I'll wrap up with this: The story I've told, which I'm sure most or all of you could tell your own variation on it, places us within a larger and ever-ongoing chain or circle of life rather than seeing us as the final, crowning, and end result of a time line. It is within this chain or circle that we affirm our worth and dignity, and extend that worth and dignity to our fellow human beings; it is within this chain that we search for ways to show compassion for all creatures with whom we share a relationship; it is within this chain that we keep searching for ever deeper way of knowing what our interdependence means and who and what it calls us to be.
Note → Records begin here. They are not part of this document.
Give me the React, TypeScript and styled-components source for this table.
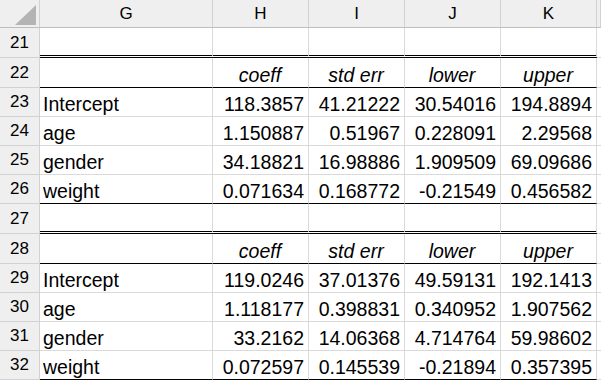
import React from "react";
import styled, { createGlobalStyle } from "styled-components";

const GlobalStyle = createGlobalStyle`
  html, body {
    margin: 0;
    padding: 0;
    background: #fff;
  }
  body {
    font-family: "Liberation Sans", Arial, sans-serif;
    color: #000;
  }
`;

type Edge = "grid" | "single" | "double";
type Align = "left" | "right" | "center";

const Sheet = styled.div`
  display: grid;
  grid-template-columns: 40px 173px 96px 96px 96px 96px 1fr;
  grid-template-rows: 28px 30px 30px 29px 29px 29px 29px 30px 30px 29px 29px 29px 29px;
  width: 601px;
`;

const HeadBase = styled.div`
  box-sizing: border-box;
  background: #efefef;
  border-right: 1px solid #d2d2d2;
  display: flex;
  align-items: flex-end;
  justify-content: center;
  font-size: 17px;
  line-height: 20px;
`;

const Corner = styled(HeadBase)`
  justify-content: flex-end;
  padding: 0 3px 2px 0;
  border-bottom: 1px solid #bdbdbd;
  svg {
    display: block;
  }
`;

const ColHead = styled(HeadBase)`
  padding-bottom: 3px;
  border-bottom: 1px solid #bdbdbd;
`;

const RowHead = styled(HeadBase)`
  padding-bottom: 4px;
  border-bottom: 1px solid #d2d2d2;
`;

const edgeStyle: Record<Edge, string> = {
  grid: "1px solid #dadada",
  single: "1px solid #000",
  double: "3px double #000",
};

const Cell = styled.div<{ $align?: Align; $bottom?: Edge; $italic?: boolean }>`
  box-sizing: border-box;
  display: flex;
  align-items: flex-end;
  justify-content: ${(p) =>
    p.$align === "right" ? "flex-end" : p.$align === "center" ? "center" : "flex-start"};
  padding: 0 4px 1px 3px;
  border-right: 1px solid #dadada;
  border-bottom: ${(p) => edgeStyle[p.$bottom ?? "grid"]};
  font-size: 19.5px;
  line-height: 22px;
  font-style: ${(p) => (p.$italic ? "italic" : "normal")};
  white-space: nowrap;
  overflow: hidden;
`;

const Spare = styled.div`
  box-sizing: border-box;
  border-bottom: 1px solid #dadada;
`;

const letters = ["G", "H", "I", "J", "K"];
const heads = ["coeff", "std err", "lower", "upper"];

const tables: [string, string, string, string, string][][] = [
  [
    ["Intercept", "118.3857", "41.21222", "30.54016", "194.8894"],
    ["age", "1.150887", "0.51967", "0.228091", "2.29568"],
    ["gender", "34.18821", "16.98886", "1.909509", "69.09686"],
    ["weight", "0.071634", "0.168772", "-0.21549", "0.456582"],
  ],
  [
    ["Intercept", "119.0246", "37.01376", "49.59131", "192.1413"],
    ["age", "1.118177", "0.398831", "0.340952", "1.907562"],
    ["gender", "33.2162", "14.06368", "4.714764", "59.98602"],
    ["weight", "0.072597", "0.145539", "-0.21894", "0.357395"],
  ],
];

function BlankRow({ num, bottom }: { num: number; bottom: Edge }) {
  return (
    <>
      <RowHead>{num}</RowHead>
      {letters.map((l) => (
        <Cell key={l} $bottom={bottom} />
      ))}
      <Spare />
    </>
  );
}

function HeaderRow({ num }: { num: number }) {
  return (
    <>
      <RowHead>{num}</RowHead>
      <Cell $bottom="single" />
      {heads.map((h) => (
        <Cell key={h} $align="center" $italic $bottom="single">
          {h}
        </Cell>
      ))}
      <Spare />
    </>
  );
}

function Block({ start, rows }: { start: number; rows: string[][] }) {
  return (
    <>
      <BlankRow num={start} bottom="double" />
      <HeaderRow num={start + 1} />
      {rows.map((r, i) => {
        const edge: Edge = i === rows.length - 1 ? "single" : "grid";
        return (
          <React.Fragment key={r[0]}>
            <RowHead>{start + 2 + i}</RowHead>
            <Cell $bottom={edge}>{r[0]}</Cell>
            {r.slice(1).map((v, j) => (
              <Cell key={j} $align="right" $bottom={edge}>
                {v}
              </Cell>
            ))}
            <Spare />
          </React.Fragment>
        );
      })}
    </>
  );
}

export default function App() {
  return (
    <>
      <GlobalStyle />
      <Sheet>
        <Corner>
          <svg width="21" height="20" viewBox="0 0 21 20">
            <polygon points="21,0 21,20 0,20" fill="#b4b4b4" />
          </svg>
        </Corner>
        {letters.map((l) => (
          <ColHead key={l}>{l}</ColHead>
        ))}
        <ColHead />
        <Block start={21} rows={tables[0]} />
        <Block start={27} rows={tables[1]} />
      </Sheet>
    </>
  );
}
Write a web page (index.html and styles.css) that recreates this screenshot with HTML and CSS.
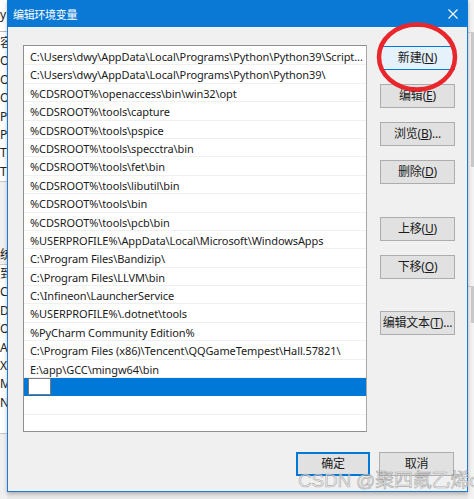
FILE: index.html
```html
<!DOCTYPE html>
<html lang="zh-CN">
<head>
<meta charset="utf-8">
<title>编辑环境变量</title>
<link rel="stylesheet" href="styles.css">
</head>
<body>
<div class="screen">
  <div class="bg-left">
    <div class="bg-top">y</div>
    <div class="bg-list">
      <div class="bg-row">容</div>
      <div class="bg-row">O</div>
      <div class="bg-row">O</div>
      <div class="bg-row">O</div>
      <div class="bg-row">Pa</div>
      <div class="bg-row">Py</div>
      <div class="bg-row">TE</div>
      <div class="bg-row">TM</div>
    </div>
    <div class="bg-gap"></div>
    <div class="bg-head">统</div>
    <div class="bg-list2">
      <div class="bg-row">到</div>
      <div class="bg-row">Co</div>
      <div class="bg-row">D/</div>
      <div class="bg-row">Or</div>
      <div class="bg-row">A</div>
      <div class="bg-row">XI</div>
      <div class="bg-row">M</div>
      <div class="bg-row">N</div>
    </div>
  </div>

  <div class="dialog">
    <div class="titlebar">
      <span class="title">编辑环境变量</span>
      <svg class="close" width="10" height="10" viewBox="0 0 10 10"><path d="M0.5 0.5L9.5 9.5M9.5 0.5L0.5 9.5" stroke="#fff" stroke-width="1.1" fill="none"/></svg>
    </div>
    <div class="body">
      <div class="list">
        <div class="row">C:\Users\dwy\AppData\Local\Programs\Python\Python39\Script...</div>
        <div class="row">C:\Users\dwy\AppData\Local\Programs\Python\Python39\</div>
        <div class="row">%CDSROOT%\openaccess\bin\win32\opt</div>
        <div class="row">%CDSROOT%\tools\capture</div>
        <div class="row">%CDSROOT%\tools\pspice</div>
        <div class="row">%CDSROOT%\tools\specctra\bin</div>
        <div class="row">%CDSROOT%\tools\fet\bin</div>
        <div class="row">%CDSROOT%\tools\libutil\bin</div>
        <div class="row">%CDSROOT%\tools\bin</div>
        <div class="row">%CDSROOT%\tools\pcb\bin</div>
        <div class="row">%USERPROFILE%\AppData\Local\Microsoft\WindowsApps</div>
        <div class="row">C:\Program Files\Bandizip\</div>
        <div class="row">C:\Program Files\LLVM\bin</div>
        <div class="row">C:\Infineon\LauncherService</div>
        <div class="row">%USERPROFILE%\.dotnet\tools</div>
        <div class="row">%PyCharm Community Edition%</div>
        <div class="row">C:\Program Files (x86)\Tencent\QQGameTempest\Hall.57821\</div>
        <div class="row">E:\app\GCC\mingw64\bin</div>
        <div class="row selected"><span class="editbox"></span></div>
        <div class="row"></div>
      </div>
      <div class="buttons">
        <button class="btn focused">新建(<u>N</u>)</button>
        <button class="btn">编辑(<u>E</u>)</button>
        <button class="btn">浏览(<u>B</u>)...</button>
        <button class="btn">删除(<u>D</u>)</button>
        <button class="btn spaced">上移(<u>U</u>)</button>
        <button class="btn">下移(<u>O</u>)</button>
        <button class="btn spaced2">编辑文本(<u>T</u>)...</button>
      </div>
    </div>
    <div class="footer">
      <button class="btn default">确定</button>
      <button class="btn">取消</button>
    </div>
    <svg class="annot" width="86" height="74" viewBox="0 0 86 74"><ellipse cx="43" cy="36" rx="38" ry="32.5" fill="none" stroke="#e8262b" stroke-width="4.5"/></svg>
    <div class="watermark">CSDN @聚四氟乙烯ol</div>
  </div>

  <div class="bg-right">
    <div class="bg-r1"></div>
    <div class="bg-thumb"></div>
    <div class="bg-r2"></div>
    <div class="bg-thumb2"></div>
  </div>
</div>
</body>
</html>
```

FILE: styles.css
```css
* { box-sizing: border-box; }
html, body {
  margin: 0;
  padding: 0;
}
body {
  width: 474px;
  height: 499px;
  overflow: hidden;
  background: #e9e9e9;
  font-family: "Noto Sans", "Noto Sans CJK SC", sans-serif;
  font-size: 12px;
  color: #111;
}
.screen {
  display: flex;
  width: 474px;
  height: 499px;
}

/* background window, left */
.bg-left {
  width: 7px;
  flex: none;
  overflow: hidden;
  background: #f0f0f0;
  font-size: 12px;
  line-height: 18.4px;
  color: #222;
  white-space: nowrap;
}
.bg-top {
  height: 32px;
  padding-top: 6px;
  background: #fff;
  border-bottom: 1px solid #bdbdbd;
}
.bg-list {
  background: #fff;
  padding-top: 2px;
  height: 150px;
  border-bottom: 1px solid #c8c8c8;
}
.bg-gap { height: 64px; }
.bg-head { height: 18px; line-height: 18px; }
.bg-list2 {
  background: #fff;
  border-top: 1px solid #c8c8c8;
  border-bottom: 1px solid #c8c8c8;
  height: 170px;
}
.bg-row { height: 18.4px; }

/* background window, right */
.bg-right {
  width: 6px;
  flex: none;
  background: #f3f3f3;
  display: flex;
  flex-direction: column;
  align-items: flex-end;
}
.bg-r1 { height: 33px; width: 6px; border-bottom: 1px solid #cfcfcf; }
.bg-thumb { height: 134px; width: 3px; background: #c9c9c9; }
.bg-r2 { height: 120px; width: 6px; border-bottom: 1px solid #cfcfcf; }
.bg-thumb2 { height: 36px; width: 3px; background: #c9c9c9; }

/* dialog */
.dialog {
  position: relative;
  width: 461px;
  height: 492px;
  flex: none;
  background: #f0f0f0;
  border: 1px solid #1a7ad4;
  border-top: none;
  display: flex;
  flex-direction: column;
  box-shadow: 0 2px 4px rgba(0,0,0,0.25);
}
.titlebar {
  height: 27px;
  flex: none;
  background: #0a79d6;
  display: flex;
  align-items: center;
  justify-content: space-between;
  padding: 0 10px 0 6px;
  margin: 0 -1px;
}
.title {
  color: #fff;
  font-size: 11px;
  letter-spacing: -0.3px;
}
.close { display: block; }

.body {
  display: flex;
  padding: 18px 0 0 15px;
}
.list {
  width: 344px;
  height: 387px;
  background: #fff;
  border: 1px solid #8f8f8f;
  border-right-color: #a8a8a8;
  padding-top: 1px;
  overflow: hidden;
}
.row {
  height: 18.4px;
  line-height: 15.4px;
  padding-top: 2px;
  font-size: 11px;
  border-bottom: 1px solid #f0f0f0;
  padding-left: 6px;
  white-space: nowrap;
  overflow: hidden;
  color: #1b1b1b;
  letter-spacing: -0.1px;
}
.row.selected {
  background: #0078d7;
  padding-left: 4px;
  padding-top: 0;
  border-bottom-color: #0078d7;
}
.editbox {
  display: block;
  width: 23px;
  height: 17px;
  background: #fff;
  border: 1px solid #7a7a7a;
}

.buttons {
  display: flex;
  flex-direction: column;
  gap: 14px;
  margin-left: 13px;
  padding-top: 1px;
}
.btn {
  width: 75px;
  height: 24px;
  padding: 0;
  background: #e1e1e1;
  border: 1px solid #adadad;
  font-family: "Noto Sans", "Noto Sans CJK SC", sans-serif;
  font-size: 12px;
  color: #1b1b1b;
  line-height: 20px;
  letter-spacing: -0.2px;
}
.btn u { text-underline-offset: 1px; }
.btn.focused {
  background: #e5f1fb;
  border-color: #0078d7;
}
.btn.spaced { margin-top: 19px; }
.btn.spaced2 { margin-top: 18px; }
.footer {
  display: flex;
  justify-content: flex-end;
  gap: 9px;
  padding: 20px 13px 0 0;
}
.btn.default {
  width: 74px;
  border: 2px solid #0078d7;
}

.annot {
  position: absolute;
  left: 366px;
  top: 21px;
}
.watermark {
  position: absolute;
  left: 290px;
  top: 470px;
  font-family: "Liberation Sans", "Noto Sans CJK SC", sans-serif;
  font-size: 19px;
  line-height: 22px;
  color: rgba(235,235,235,0.75);
  -webkit-text-stroke: 0.6px rgba(110,110,110,0.55);
  white-space: nowrap;
  letter-spacing: -0.2px;
}
```
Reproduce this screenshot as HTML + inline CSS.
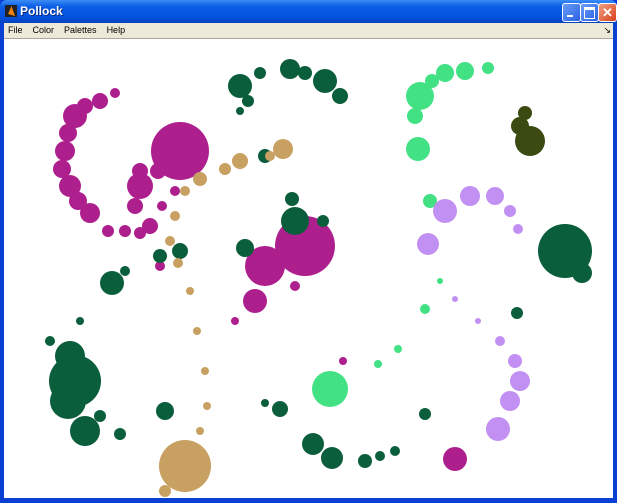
<!DOCTYPE html>
<html><head><style>
body{margin:0;width:617px;height:500px;overflow:hidden;background:#0a3fd4;font-family:"Liberation Sans",sans-serif}
.tb{position:absolute;left:0;top:0;width:617px;height:23px;background:linear-gradient(#3b8cf5,#0a5ce6 30%,#0554e0 70%,#0342c0);border-radius:7px 7px 0 0}
.tt{position:absolute;left:20px;top:4px;color:#fff;font-weight:bold;font-size:12px;text-shadow:1px 1px #0a2a80}
.ic{position:absolute;left:5px;top:5px;width:12px;height:12px;background:#222}
.ic:after{content:"";position:absolute;left:3px;top:1px;width:7px;height:10px;background:#f08010;clip-path:polygon(50% 0,100% 100%,0 80%)}
.bt{position:absolute;top:3px;width:17px;height:17px;border:1px solid #fff;border-radius:3px;background:linear-gradient(135deg,#6a9cf8,#2a62e4)}
.menu{position:absolute;left:4px;top:23px;width:609px;height:15px;background:#ece9d8;font-size:9px;line-height:15px}
.menu span{margin-left:4px;margin-right:6px}
.cv{position:absolute;left:4px;top:38px;width:609px;height:459px;background:#fff;border-top:1px solid #aca899}
</style></head><body>
<div class="tb"><div class="ic"></div><div class="tt">Pollock</div>
<div class="bt" style="left:562px"><div style="position:absolute;left:4px;top:11px;width:6px;height:2px;background:#fff"></div></div>
<div class="bt" style="left:580px"><div style="position:absolute;left:3px;top:3px;width:9px;height:8px;border:1px solid #fff;border-top-width:3px"></div></div>
<div class="bt" style="left:598px;background:linear-gradient(135deg,#f0a080,#d8401c);color:#fff;font-size:13px;font-weight:bold;text-align:center;line-height:17px">✕</div></div>
<div class="menu"><span>File</span><span>Color</span><span>Palettes</span><span>Help</span><span style="position:absolute;right:2px;margin:0">↘</span></div>
<div class="cv"><svg width="609" height="459" viewBox="4 38 609 459">
<g fill="#ae1f8e">
<circle cx="180" cy="150" r="29"/><circle cx="140" cy="185" r="13"/><circle cx="140" cy="170" r="8"/><circle cx="135" cy="205" r="8"/>
<circle cx="75" cy="115" r="12"/><circle cx="85" cy="105" r="8"/><circle cx="68" cy="132" r="9"/><circle cx="65" cy="150" r="10"/><circle cx="62" cy="168" r="9"/><circle cx="70" cy="185" r="11"/><circle cx="78" cy="200" r="9"/><circle cx="90" cy="212" r="10"/><circle cx="100" cy="100" r="8"/><circle cx="115" cy="92" r="5"/><circle cx="125" cy="230" r="6"/><circle cx="108" cy="230" r="6"/><circle cx="140" cy="232" r="6"/><circle cx="150" cy="225" r="8"/><circle cx="158" cy="170" r="8"/>
<circle cx="305" cy="245" r="30"/><circle cx="265" cy="265" r="20"/><circle cx="255" cy="300" r="12"/><circle cx="160" cy="265" r="5"/><circle cx="235" cy="320" r="4"/><circle cx="455" cy="458" r="12"/><circle cx="343" cy="360" r="4"/><circle cx="162" cy="205" r="5"/><circle cx="175" cy="190" r="5"/><circle cx="295" cy="285" r="5"/>
</g>
<g fill="#0b5e3b">
<circle cx="75" cy="380" r="26"/><circle cx="70" cy="355" r="15"/><circle cx="68" cy="400" r="18"/><circle cx="85" cy="430" r="15"/><circle cx="100" cy="415" r="6"/><circle cx="112" cy="282" r="12"/><circle cx="125" cy="270" r="5"/><circle cx="120" cy="433" r="6"/><circle cx="165" cy="410" r="9"/><circle cx="160" cy="255" r="7"/><circle cx="180" cy="250" r="8"/>
<circle cx="240" cy="85" r="12"/><circle cx="248" cy="100" r="6"/><circle cx="260" cy="72" r="6"/><circle cx="290" cy="68" r="10"/><circle cx="305" cy="72" r="7"/><circle cx="325" cy="80" r="12"/><circle cx="340" cy="95" r="8"/><circle cx="295" cy="220" r="14"/><circle cx="292" cy="198" r="7"/><circle cx="245" cy="247" r="9"/><circle cx="265" cy="155" r="7"/><circle cx="323" cy="220" r="6"/>
<circle cx="565" cy="250" r="27"/><circle cx="582" cy="272" r="10"/><circle cx="313" cy="443" r="11"/><circle cx="332" cy="457" r="11"/><circle cx="365" cy="460" r="7"/><circle cx="380" cy="455" r="5"/><circle cx="395" cy="450" r="5"/><circle cx="425" cy="413" r="6"/><circle cx="280" cy="408" r="8"/><circle cx="265" cy="402" r="4"/><circle cx="517" cy="312" r="6"/><circle cx="80" cy="320" r="4"/><circle cx="50" cy="340" r="5"/><circle cx="240" cy="110" r="4"/>
</g>
<g fill="#c8a062">
<circle cx="185" cy="465" r="26"/><circle cx="165" cy="490" r="6"/><circle cx="283" cy="148" r="10"/><circle cx="270" cy="155" r="5"/><circle cx="240" cy="160" r="8"/><circle cx="225" cy="168" r="6"/><circle cx="200" cy="178" r="7"/><circle cx="185" cy="190" r="5"/><circle cx="175" cy="215" r="5"/><circle cx="170" cy="240" r="5"/><circle cx="178" cy="262" r="5"/><circle cx="190" cy="290" r="4"/><circle cx="197" cy="330" r="4"/><circle cx="205" cy="370" r="4"/><circle cx="207" cy="405" r="4"/><circle cx="200" cy="430" r="4"/>
</g>
<g fill="#42e184">
<circle cx="330" cy="388" r="18"/><circle cx="418" cy="148" r="12"/><circle cx="420" cy="95" r="14"/><circle cx="415" cy="115" r="8"/><circle cx="432" cy="80" r="7"/><circle cx="445" cy="72" r="9"/><circle cx="465" cy="70" r="9"/><circle cx="488" cy="67" r="6"/><circle cx="430" cy="200" r="7"/><circle cx="425" cy="308" r="5"/><circle cx="398" cy="348" r="4"/><circle cx="378" cy="363" r="4"/><circle cx="440" cy="280" r="3"/>
</g>
<g fill="#c190f2">
<circle cx="428" cy="243" r="11"/><circle cx="445" cy="210" r="12"/><circle cx="470" cy="195" r="10"/><circle cx="495" cy="195" r="9"/><circle cx="510" cy="210" r="6"/><circle cx="518" cy="228" r="5"/><circle cx="520" cy="380" r="10"/><circle cx="515" cy="360" r="7"/><circle cx="510" cy="400" r="10"/><circle cx="498" cy="428" r="12"/><circle cx="455" cy="298" r="3"/><circle cx="478" cy="320" r="3"/><circle cx="500" cy="340" r="5"/>
</g>
<g fill="#3a4a10"><circle cx="530" cy="140" r="15"/><circle cx="520" cy="125" r="9"/><circle cx="525" cy="112" r="7"/></g>
</svg></div>
</body></html>
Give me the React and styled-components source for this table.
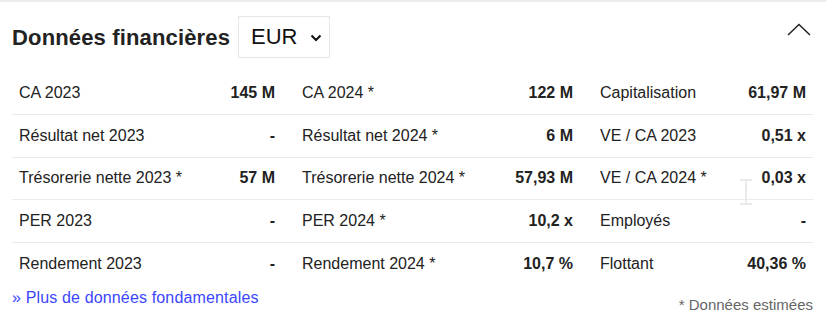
import React from 'react';
import styled, { createGlobalStyle } from 'styled-components';

const Global = createGlobalStyle`
  body {
    margin: 0;
    background: #fff;
    font-family: "Liberation Sans", Arial, sans-serif;
    color: #222;
  }
`;

const Panel = styled.div`
  position: relative;
  width: 826px;
  height: 325px;
  box-sizing: border-box;
  border-top: 2px solid #ebebeb;
  padding: 0 13px 0 12px;
`;

const Header = styled.div`
  display: flex;
  align-items: center;
  height: 70.3px;
  padding-top: 1px;
  box-sizing: border-box;
`;

const Title = styled.h2`
  margin: 0;
  font-size: 22px;
  letter-spacing: 0.15px;
  font-weight: bold;
  color: #222;
`;

const Currency = styled.div`
  display: flex;
  align-items: center;
  box-sizing: border-box;
  width: 92px;
  height: 42px;
  margin-left: 8px;
  margin-top: -1px;
  padding: 0 0 0 12px;
  border: 1px solid #e6e6e6;
  font-size: 22px;
  color: #111;
  svg { margin-left: 12px; margin-top: 2px; }
`;

const Toggle = styled.div`
  margin-left: auto;
  margin-right: 2px;
  margin-top: -16px;
  display: flex;
`;

const Table = styled.div`
  display: flex;
  flex-direction: column;
`;

const Row = styled.div`
  display: grid;
  grid-template-columns: 270px 298px 1fr;
  height: 42.67px;
  box-sizing: border-box;
  border-bottom: ${p => (p.$last ? 'none' : '1px solid #ebebeb')};
`;

const Cell = styled.div`
  display: flex;
  align-items: center;
  justify-content: space-between;
  padding: 0 7px 0 ${p => (p.$first ? '7px' : '20px')};
  font-size: 16px;
`;

const Label = styled.span`
  color: #222;
`;

const Value = styled.span`
  font-weight: bold;
  color: #222;
`;

const Footer = styled.div`
  display: flex;
  justify-content: space-between;
  align-items: flex-start;
  padding-top: 2px;
`;

const More = styled.a`
  font-size: 16px;
  letter-spacing: 0.15px;
  color: #3a46ff;
  text-decoration: none;
  line-height: 20px;
`;

const Note = styled.span`
  font-size: 15px;
  color: #666;
  margin-top: 7px;
  line-height: 20px;
`;

const Cursor = styled.svg`
  position: absolute;
  left: 739px;
  top: 177px;
`;

const rows = [
  [['CA 2023', '145 M'], ['CA 2024 *', '122 M'], ['Capitalisation', '61,97 M']],
  [['Résultat net 2023', '-'], ['Résultat net 2024 *', '6 M'], ['VE / CA 2023', '0,51 x']],
  [['Trésorerie nette 2023 *', '57 M'], ['Trésorerie nette 2024 *', '57,93 M'], ['VE / CA 2024 *', '0,03 x']],
  [['PER 2023', '-'], ['PER 2024 *', '10,2 x'], ['Employés', '-']],
  [['Rendement 2023', '-'], ['Rendement 2024 *', '10,7 %'], ['Flottant', '40,36 %']],
];

export default function App() {
  return (
    <>
      <Global />
      <Panel>
        <Header>
          <Title>Données financières</Title>
          <Currency>
            EUR
            <svg width="12" height="8" viewBox="0 0 12 8">
              <path d="M1.5 1.5 L6 6 L10.5 1.5" fill="none" stroke="#111" strokeWidth="2" />
            </svg>
          </Currency>
          <Toggle>
            <svg width="24" height="13" viewBox="0 0 24 13">
              <path d="M1 12 L12 1.5 L23 12" fill="none" stroke="#222" strokeWidth="1.5" />
            </svg>
          </Toggle>
        </Header>
        <Table>
          {rows.map((r, i) => (
            <Row key={i} $last={i === rows.length - 1}>
              {r.map(([l, v], j) => (
                <Cell key={j} $first={j === 0}>
                  <Label>{l}</Label>
                  <Value>{v}</Value>
                </Cell>
              ))}
            </Row>
          ))}
        </Table>
        <Footer>
          <More href="#">» Plus de données fondamentales</More>
          <Note>* Données estimées</Note>
        </Footer>
        <Cursor width="14" height="26" viewBox="0 0 14 26">
          <path d="M1 1 H13 M7 1 V25 M1 25 H13" fill="none" stroke="#e4e4e4" strokeWidth="1.5" />
        </Cursor>
      </Panel>
    </>
  );
}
Finally, while this story can be told completely within the confines and workings of the natural world and universe, I find a certain miraculous quality about it. It is the miracle of existence itself - and the miracle of our ability to know and experience it. It is the miracle of which the Buddhist monk and teacher Thich Nhat Hanh writes in this passage with which I'll close:

I like to walk along on country paths, rice plants and wild grasses on both sides, putting each foot down on the earth with mindfulness, knowing that I walk on the wondrous earth. In such moments, existence is a miraculous and mysterious reality. People usually consider walking on water or in thin air a miracle. But I think the real miracle is not to walk either on water or in thin air, but to walk on earth. Every day we are engaged in a miracle we don't even recognize: a blue sky, white clouds, green leaves, the black, curious eyes of a child - our own two eyes. All is a miracle.